People with disabilities have been complaining for years about how hard it is to get the very seats at Red Rocks that are supposed to be for them.
Now, the city of Denver is making a change, requiring that people who buy tickets for the first four rows of the iconic venue – including the accessible seats – will only be seated as long as they have identification identifying them as the purchaser.
This comes after a coalition of local disability-rights advocacy groups filed a class action lawsuit on behalf of six disabled Coloradans last December.
They alleged their seating policies made it difficult for people with disabilities to purchase tickets for the front of the amphitheatre.
“Row one at Red Rocks is for people with ADA needs, wheelchair specific and mobility-impaired,” said Brian Kitts, a spokesperson for Red Rocks. “Those are the ones we get constant complaints about being sold on the secondary market.
“Now you will not be able to transfer those seats,” Kitts said. “Once you affirm you need those seats, you should be the one that shows up and actually sits in those seats. They will not be allowed to be sold on Stubhub or transferred in any way.”
This means the tickets will be all digital. And that goes for every seat in the venue, meaning that you won’t have paper stubs or be able to print your ticket at home anymore.

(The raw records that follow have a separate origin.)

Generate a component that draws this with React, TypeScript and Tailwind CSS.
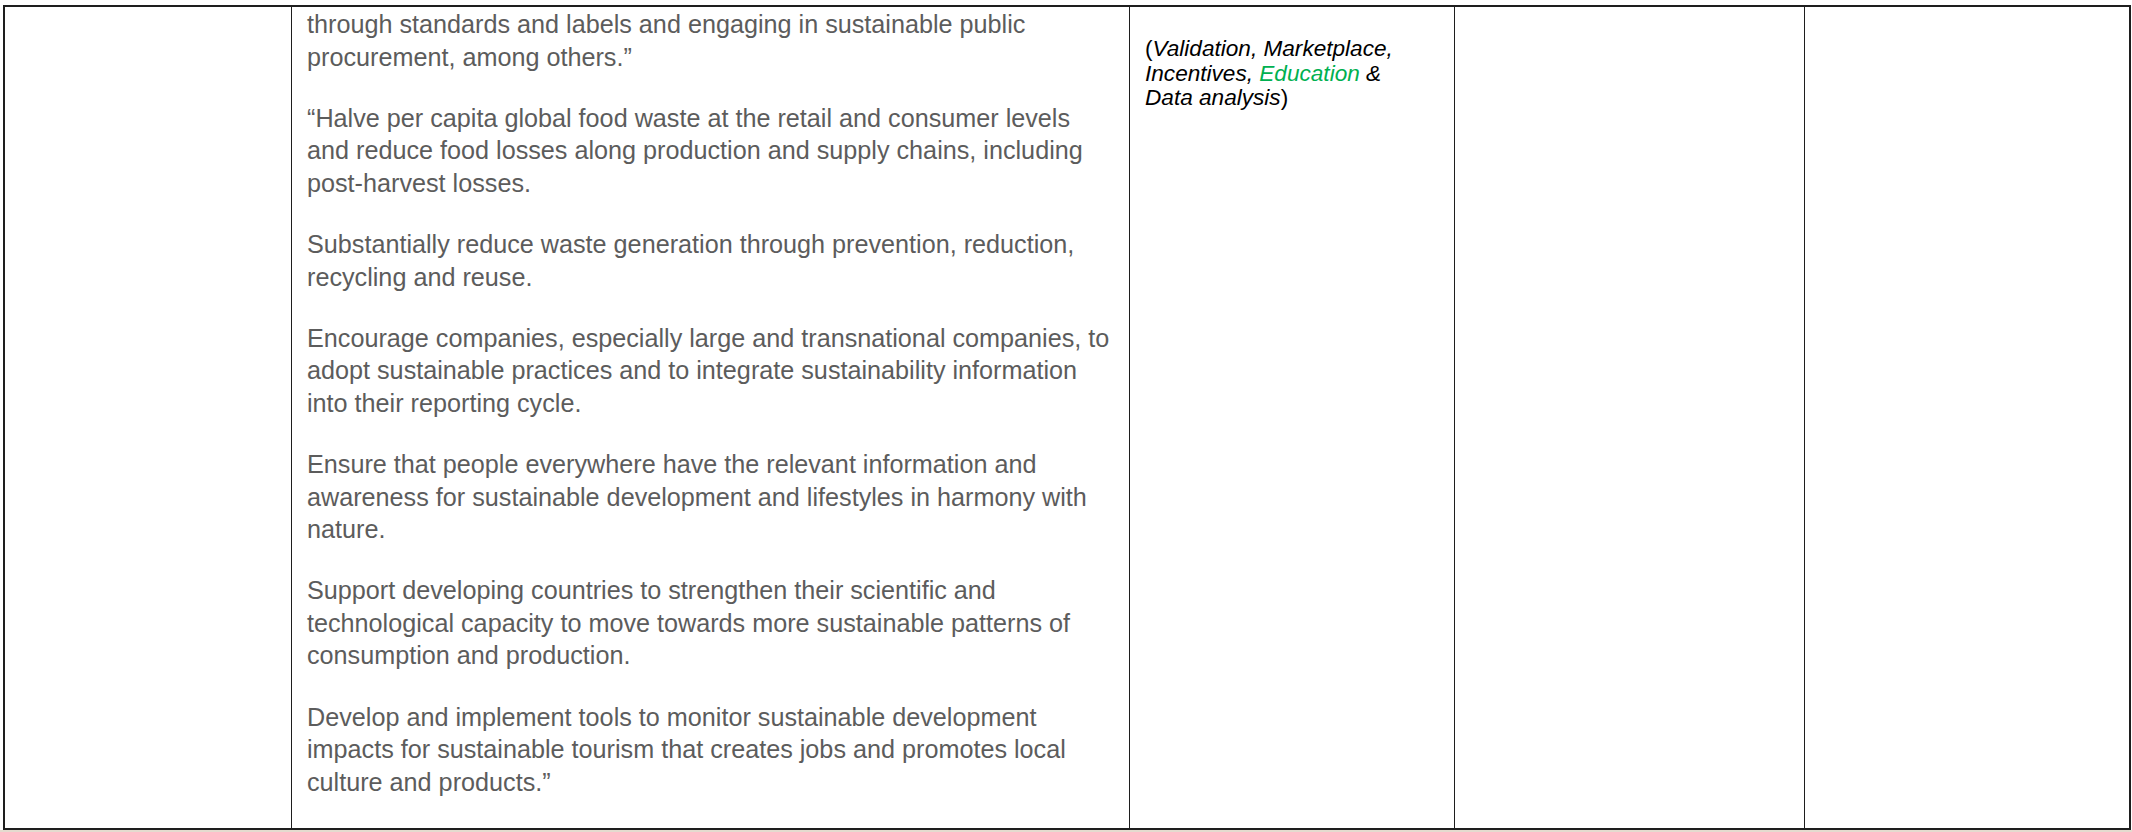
import React from 'react'

// Continuation row of the SDG target table (goal 12 text + approach column)

const targetParagraphs: string[][] = [
  ['through standards and labels and engaging in sustainable public', 'procurement, among others.\u201D'],
  [
    '\u201CHalve per capita global food waste at the retail and consumer levels',
    'and reduce food losses along production and supply chains, including',
    'post-harvest losses.',
  ],
  ['Substantially reduce waste generation through prevention, reduction,', 'recycling and reuse.'],
  [
    'Encourage companies, especially large and transnational companies, to',
    'adopt sustainable practices and to integrate sustainability information',
    'into their reporting cycle.',
  ],
  [
    'Ensure that people everywhere have the relevant information and',
    'awareness for sustainable development and lifestyles in harmony with',
    'nature.',
  ],
  [
    'Support developing countries to strengthen their scientific and',
    'technological capacity to move towards more sustainable patterns of',
    'consumption and production.',
  ],
  [
    'Develop and implement tools to monitor sustainable development',
    'impacts for sustainable tourism that creates jobs and promotes local',
    'culture and products.\u201D',
  ],
]

function TargetText() {
  return (
    <div className="flex flex-col gap-[28.5px] pt-[1px] pl-[15px] text-[#5c5c5c] text-[25.2px] leading-[32.6px] font-['Liberation_Sans',Arial,sans-serif]">
      {targetParagraphs.map((lines, i) => (
        <p key={i}>
          {lines.map((line) => (
            <span key={line} className="block whitespace-nowrap">
              {line}
            </span>
          ))}
        </p>
      ))}
    </div>
  )
}

function ApproachText() {
  return (
    <div className="pt-[30px] pl-[15px] text-black text-[22.6px] leading-[24.5px] font-['Liberation_Sans',Arial,sans-serif]">
      <span className="block whitespace-nowrap">
        (<em>Validation, Marketplace,</em>
      </span>
      <span className="block whitespace-nowrap">
        <em>Incentives, </em>
        <em className="text-[#00b050]">Education</em>
        <em> &amp;</em>
      </span>
      <span className="block whitespace-nowrap">
        <em>Data analysis</em>)
      </span>
    </div>
  )
}

export default function App() {
  return (
    <div className="w-[2132px] h-[832px] bg-white overflow-hidden">
      <div className="pt-[5px] pl-[3px]">
        <div className="flex w-[2128px] h-[825px] border-t-2 border-l-2 border-b-2 border-[#1e1e1e]">
          <div className="w-[287px] shrink-0 border-r border-[#1e1e1e]" />
          <div className="w-[838px] shrink-0 border-r border-[#1e1e1e]">
            <TargetText />
          </div>
          <div className="w-[325px] shrink-0 border-r border-[#1e1e1e]">
            <ApproachText />
          </div>
          <div className="w-[350px] shrink-0 border-r border-[#1e1e1e]" />
          <div className="w-[326px] shrink-0 border-r-2 border-[#1e1e1e]" />
        </div>
      </div>
      <div className="h-[2px] bg-[#e4dbcf]" />
    </div>
  )
}
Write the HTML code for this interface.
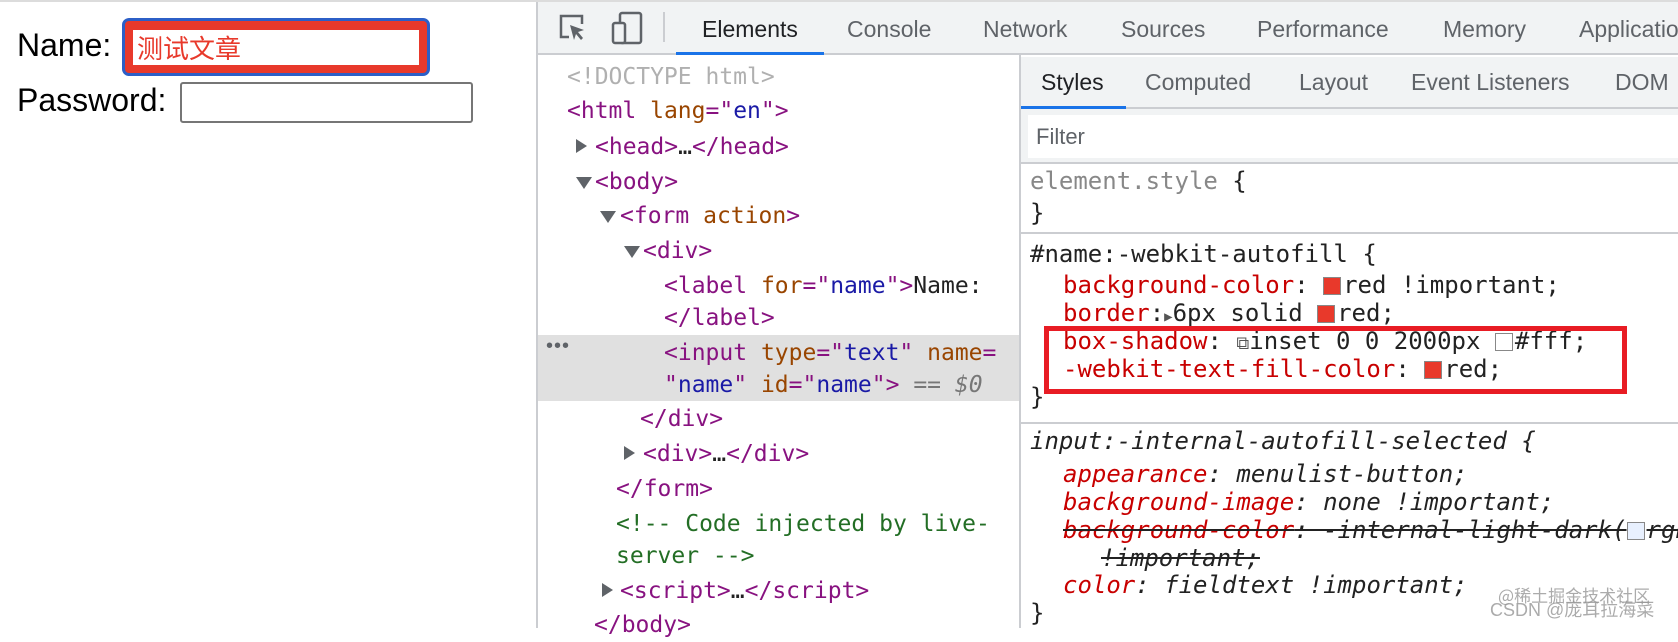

"We appreciate the steps that the city is taking to help insure that our class members and people with mobility impairments are going to be able to enjoy Red Rocks for the 2018 season,” Allison Butler, the director of Disability Law Colorado, said in an email. “Since filing our class-action suit last year, we have remained in constant and on-going negotiations with the City and we are optimistic that these will result in a settlement that addresses all of our class members’ concerns.”
We look forward to continuing our discussions with them so that we can come to a full and final settlement of all the issues that are occurring at Red Rocks for people with mobility impairments."